[Sca-cooks] Wanted: Italian cookbook that hasn't been translated

Louise Smithson helewyse at yahoo.com
Sun Jan 10 17:16:14 PST 2010


David Friedman wrote:

My daughter Rebecca was planning, for her winter term project, to 
translate the anonymous Tuscan cookbook (Libro della Cucina). 
Yesterday I discovered that Vittoria has already done it, so we are 
now looking for an alternative. Does anyone on the list know of a 
period Italian cookbook that has not yet been translated?

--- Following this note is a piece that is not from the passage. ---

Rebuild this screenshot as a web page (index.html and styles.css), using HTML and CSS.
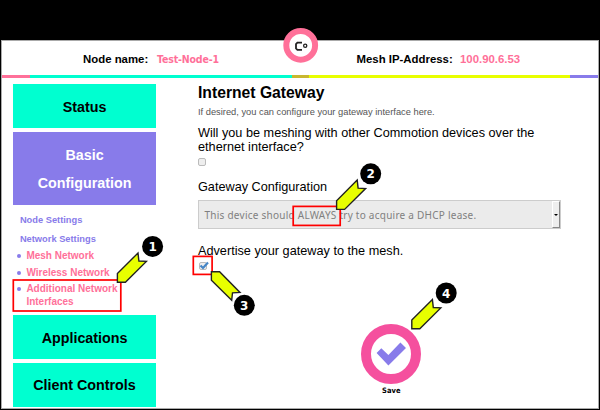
FILE: index.html
```html
<!DOCTYPE html>
<html lang="en">
<head>
<meta charset="utf-8">
<title>Internet Gateway</title>
<link rel="stylesheet" href="styles.css">
</head>
<body>
<div class="window">
  <header class="header">
    <div class="field node"><span class="label">Node name:</span><span class="value node-value">Test-Node-1</span></div>
    <div class="field mesh"><span class="label">Mesh IP-Address:</span><span class="value">100.90.6.53</span></div>
  </header>
  <div class="stripe"><i class="pink"></i><i class="mint"></i><i class="olive"></i><i class="lime"></i><i class="violet"></i></div>
  <div class="body">
    <nav class="sidebar">
      <a class="button">Status</a>
      <a class="button active">Basic<br>Configuration</a>
      <div class="submenu">
        <div class="section">Node Settings</div>
        <div class="section">Network Settings</div>
        <ul>
          <li>Mesh Network</li>
          <li>Wireless Network</li>
          <li class="long">Additional Network<br>Interfaces</li>
        </ul>
      </div>
      <a class="button">Applications</a>
      <a class="button">Client Controls</a>
    </nav>
    <main class="content">
      <h1>Internet Gateway</h1>
      <p class="hint">If desired, you can configure your gateway interface here.</p>
      <p class="question">Will you be meshing with other Commotion devices over the<br>ethernet interface?</p>
      <span class="checkbox"></span>
      <p class="question config">Gateway Configuration</p>
      <div class="select"><span class="option">This device should ALWAYS try to acquire a DHCP lease.</span><span class="arrow"></span></div>
      <p class="question advertise">Advertise your gateway to the mesh.</p>
      <span class="checkbox checked"><svg viewBox="0 0 10 9"><path d="M1.5 4.5 L4 7 L9 1.5" fill="none" stroke="#4686c6" stroke-width="2.2"/></svg></span>
      <div class="save">
        <svg viewBox="0 0 60 60"><circle cx="30" cy="30" r="25" fill="#fff" stroke="#f5509e" stroke-width="10"/><path d="M15.6 29 L20.3 24.3 L27.4 31 L39.4 18.5 L45 24 L27.4 41.5Z" fill="#887bea"/></svg>
        <span>Save</span>
      </div>
    </main>
  </div>
</div>
<svg class="overlay" viewBox="0 0 600 410">
  <circle cx="300.7" cy="45.3" r="14.4" fill="#fff" stroke="#ff7099" stroke-width="6"/>
  <path d="M302 42.6H297.4L296 44V48.4L297.4 49.8H302" fill="none" stroke="#222" stroke-width="1.8"/>
  <circle cx="305.2" cy="45.8" r="1.6" fill="none" stroke="#222" stroke-width="1.3"/>
  <g class="frames"><rect x="13.3" y="280" width="107.5" height="31"/><rect x="293.2" y="206.4" width="47" height="19"/><rect x="193.3" y="256.4" width="18.8" height="18"/></g>
  <g class="pointers">
    <path d="M117.4 282.3V273.6L138 253L138.9 261L146.4 261.4L125.4 282.3Z"/>
    <path d="M336.6 209.4V200.7L357.2 180.1L358.1 188.1L365.6 188.5L344.6 209.4Z"/>
    <path d="M411.8 328.8V320.1L432.4 299.5L433.3 307.5L440.8 307.9L419.8 328.8Z"/>
    <path d="M211.4 271.7H219.6L240 292.4L232.5 292.8L231.7 300.3L211.4 280.2Z"/>
  </g>
  <g class="badges">
    <circle cx="152.6" cy="246.4" r="10.5"/><text x="152.6" y="250.9">1</text>
    <circle cx="370.7" cy="173.8" r="10.5"/><text x="370.7" y="178.3">2</text>
    <circle cx="244.3" cy="305.3" r="10.5"/><text x="244.3" y="309.8">3</text>
    <circle cx="446.2" cy="293" r="10.5"/><text x="446.2" y="297.5">4</text>
  </g>
</svg>
</body>
</html>
```
FILE: styles.css
```css
* { box-sizing: border-box; margin: 0; padding: 0; }
body { width: 600px; height: 410px; overflow: hidden; background: #000; padding: 40px 1px 0 1px; font-family: "Liberation Sans", Arial, sans-serif; color: #000; }
.window { height: 368.5px; background: #fff; border: 1px solid #aaa; overflow: hidden; }
.header { height: 34px; display: flex; font-weight: bold; font-size: 11.4px; line-height: 14px; padding-top: 11px; }
.field { display: flex; white-space: nowrap; }
.node { padding-left: 81px; width: 354.5px; }
.label { width: 74px; }
.mesh .label { width: 103.5px; }
.value { color: #ff7099; }
.node-value { font-family: "DejaVu Sans Condensed", "DejaVu Sans", sans-serif; font-stretch: condensed; font-size: 10.5px; letter-spacing: -0.15px; }
.stripe { height: 3px; display: grid; grid-template-columns: 28px 262px 17px 261px 1fr; }
.pink { background: #ff7099; }
.mint { background: #00ffd0; }
.olive { background: #c9b72f; }
.lime { background: #e8ff00; }
.violet { background: #887bea; }
.body { display: flex; }
.sidebar { width: 184px; padding: 6px 0 0 11.4px; }
.button { display: flex; align-items: center; justify-content: center; text-align: center; width: 142.3px; height: 44px; margin-bottom: 3.5px; padding-top: 2px; background: #00ffd0; font-weight: bold; font-size: 14.3px; line-height: 28.5px; }
.button.active { height: 73px; background: #887bea; color: #fff; margin-bottom: 0; }
.submenu { height: 110.5px; padding: 9.5px 0 0 6.5px; font-weight: bold; font-size: 9.3px; color: #887bea; white-space: nowrap; }
.section { height: 19px; line-height: 13px; }
ul { list-style: none; font-size: 10px; color: #ff7099; margin-top: -3px; }
li { position: relative; padding-left: 6.5px; height: 16.5px; line-height: 13px; }
li::before { content: ""; position: absolute; left: -3px; top: 5px; width: 4px; height: 4px; border-radius: 50%; background: #887bea; }
.content { padding-top: 5px; width: 400px; padding-left: 12px; }
h1 { font-size: 15.7px; line-height: 20px; height: 22px; white-space: nowrap; }
.hint { font-size: 9.3px; line-height: 14px; height: 21px; color: #555; }
.question { font-size: 12.7px; line-height: 14px; white-space: nowrap; }
.checkbox { display: block; width: 8px; height: 8px; margin-top: 4px; border: 1px solid #bbb; border-radius: 2px; background: #eee; }
.checked svg { display: block; width: 10px; height: 9px; margin: -2px 0 0 -1px; }
.config { margin-top: 14px; height: 20px; }
.select { display: flex; justify-content: space-between; height: 29px; width: 363px; border: 1px solid #ccc; background: #ebebeb; }
.option { padding-left: 5.5px; line-height: 29px; font-family: "Noto Sans", sans-serif; font-size: 10px; letter-spacing: 0.25px; color: #808080; white-space: nowrap; }
.arrow { width: 8px; border: 1px solid #fff; border-right-color: #888; border-bottom-color: #888; background: #eee; display: flex; align-items: center; justify-content: center; }
.arrow::before { content: ""; border: 2px solid transparent; border-top-color: #000; border-bottom: 0; }
.advertise { margin-top: 15px; }
.checked { margin-top: 4px; margin-left: 1px; }
.save { margin: 54px 0 0 163.3px; width: 60px; text-align: center; font: bold 7.5px/13px "DejaVu Sans Condensed", "DejaVu Sans", sans-serif; font-stretch: condensed; }
.save svg { display: block; width: 60px; height: 60px; }
.overlay { position: absolute; left: 0; top: 0; width: 600px; height: 410px; }
.frames rect { fill: none; stroke: #f00; stroke-width: 1.7px; }
.pointers path { fill: #e8ff00; stroke: #222; stroke-width: 1.4px; }
.badges circle { fill: #000; }
.badges text { fill: #fff; font: bold 12px "DejaVu Sans", sans-serif; text-anchor: middle; }
```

Along related lines ...  . I'm familiar with the _Epulario_ that's a 
late 16th c. English translation of an Italian cookbook. Recently I 
was in the rare books room of the U of Chicago library and discovered 
that they have several 16th c. editions of the Italian Epulario--same 
subtitle (only in Italian), so pretty clearly the original that was 
translated. I've arranged for them to send me a photocopy of the 
earliest, I think 1537 or so.

Is anyone familiar with it? It occurred to me that, if nothing else 
is available, Rebecca might do a new translation. One every five 
hundred years might not be too many.
-- 
David Friedman
www.daviddfriedman.com
daviddfriedman.blogspot.com/

In addition to the untranslated works that Johnnae pointed out you may also want to try the recipe section from Pisanelli, Baldasare "Della natura de cibi" 
available here online 
http://alfama.sim.ucm.es/dioscorides/consulta_libro.asp?ref=X533107074&idioma=0

Plus there is the Manuscritto Lucano (an 16th century cookbook from Southern Italy). 

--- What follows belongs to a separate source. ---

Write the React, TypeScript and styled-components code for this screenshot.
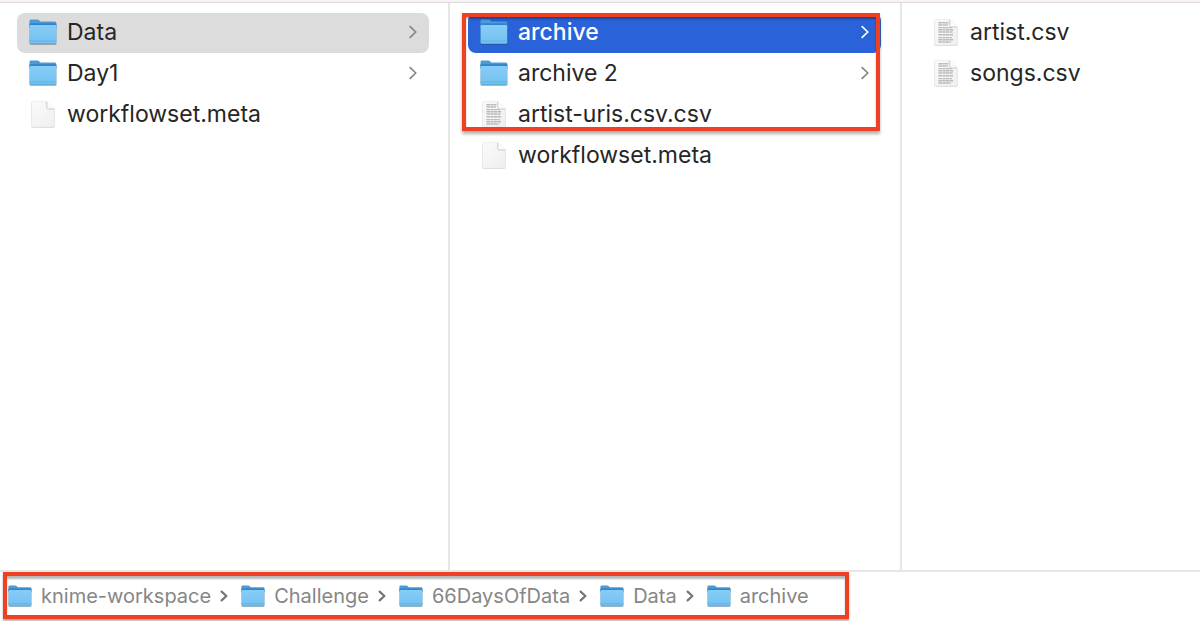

As far as the Epulario, the loss of information between all the translations and retranslations makes it an interesting case to study. 
Version 1 - Martino in Italian
Version 2 - Martino recipe translated by Platina into Latin (loss of information 1)
Version 3 - Martinos recipes from Platina translated into Italian from Latin (Loss of information #2)
Version 4 - the 16th century translation (The Italian Banquet) into English from Italian (loss of infromation #3).  
I took a class at Pennsic one year that compared a single recipe from Martino through Platina and then showed how it was given in the Italian Banquet, it was quite an interesting loss of information, from specifics about time, measurements and so on.

But as far as untranslated Italian manuscripts go, there are quite a few of them still out there.